存在感増す高配当株、株主還元強化期待の三住トラストに関心

世界景気の先行き不透明感を背景に全般相場が波乱含みの展開となる中、存在感を増すのが高配当株だ。中でも金融株は、今後は日銀金融政策の正常化の「追い風」も見込まれる。継続的な配当引き上げに取り組み、次期中期経営計画の発表を控える三井住友トラスト・ホールディングス(=三住トラスト)<8309.T>への関心が高まりそうだ。
<世界景気に不透明感、インカムゲインに脚光>
FRB(米連邦準備制度理事会)による大幅利上げでインフレが鎮静化しつつある一方で、金融引き締めの長期化が景気後退懸念につながっている。中国はゼロコロナ政策を転換したものの、ロックダウン(都市封鎖)のダメージが依然残る。また、成長をけん引してきたグローバル不動産市場も不透明感がくすぶる。
世界景気の減速は企業の業績に影を落とし、株式市場では株価の上昇に伴うキャピタルゲイン(売却益)が見込みにくくなる。そうした際に見直されるのがインカムゲイン(配当収益)だ。
<NISAの大幅拡充控える>
来年1月からはNISA(少額投資非課税制度)が大幅に拡充され、投資期間が限定されている(ロールオーバーは可能)、非課税枠が小さい、投資枠の再利用ができないといった現制度の欠点の改善が予定されている。投資期間が恒久化されるとともに、投資枠は年間360万円(うち120万円は積み立て枠、従来は160万円)に広がり、売却枠の再利用も可能だ。

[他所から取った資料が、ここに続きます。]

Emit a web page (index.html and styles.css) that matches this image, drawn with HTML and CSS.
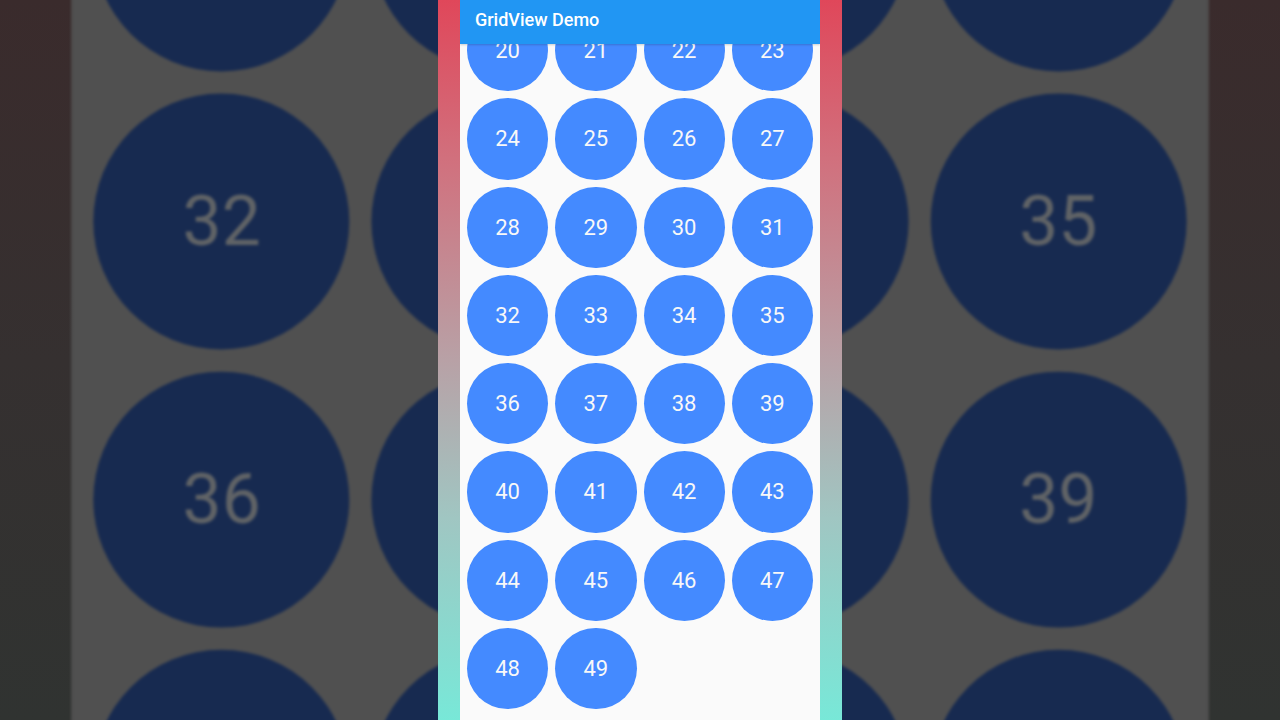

生涯非課税限度額は1,800万円(従来1,400万円)に増え、新たなNISAをベースにした長期投資が可能になる。配当金に対する税率は、20.315%(所得税・復興特別所得税15.315%、住民税5%)だが、NISAを活用すれば非課税となる。投資枠が増えるとともに制度が継続して使えるため、長期投資の基本となる高配当株に資金を振り分ける動きが予想される。
ただ、高配当株への投資で注意する必要があるのは減配リスクだ。業績が好調な時は配当が高水準であっても、業績悪化で即減配となるようでは、長期投資には向かない。配当利回りが高く、配当を引き上げる傾向が強い銘柄がターゲットとして浮上する。
<三住トラストの今3月期の配当予想は200円、株価急伸後も高い利回り>
三住トラストの2023年3月期の年間配当予想は200円(中間、期末ともに100円、前期170円)。2011年に経営統合で発足して以降も継続的な増配に取り組んできた。2012年3月期には年間配当予想は85円だったが、今期は2倍以上の水準を見込む。
三住トラストの予想配当利回りは4.24%(2月1日時点)。金融株は日銀の金融緩和策の修正を受けて株価が急伸したが、その中でもまだ高い利回りを保っている。今期の連結配当性向は38.7%だが、株主利益還元策として、今期をメドに40%程度への引上げを目指す。今後発表が予定される策定中の次期中期経営計画においても、利益成長とともに株主還元の強化が期待される。
業績も堅調だ。本業の収益を表す実質業務純益は上期に1,682億円(前年同期は1,744億円)だった。前年同期の市況要因による収益押し上げの反動で減益となってはいるが、計画(1,450億円)を上回った。純利益は通期で1,900億円(前期比12.4%増)を見込むが、上期時点での進ちょく率は54%と順調だ。
金融株の事業環境も改善する可能性がある。日銀は昨年12月の金融政策決定会合において、長期金利(新発10年国債利回り)の上限をこれまでの0.25%程度から0.5%程度まで拡大した。今年1月会合では現状の大規模金融緩和策が据え置かれたが、将来的にはYCC(=イールドカーブコントロール、長短金利操作)の撤廃とマイナス金利からの脱却が進むとの見方が根強い。4月の次期日銀総裁の就任とともに、金融政策の正常化が進めば、金利上昇とともに金融株の利ザヤ改善が見込まれる。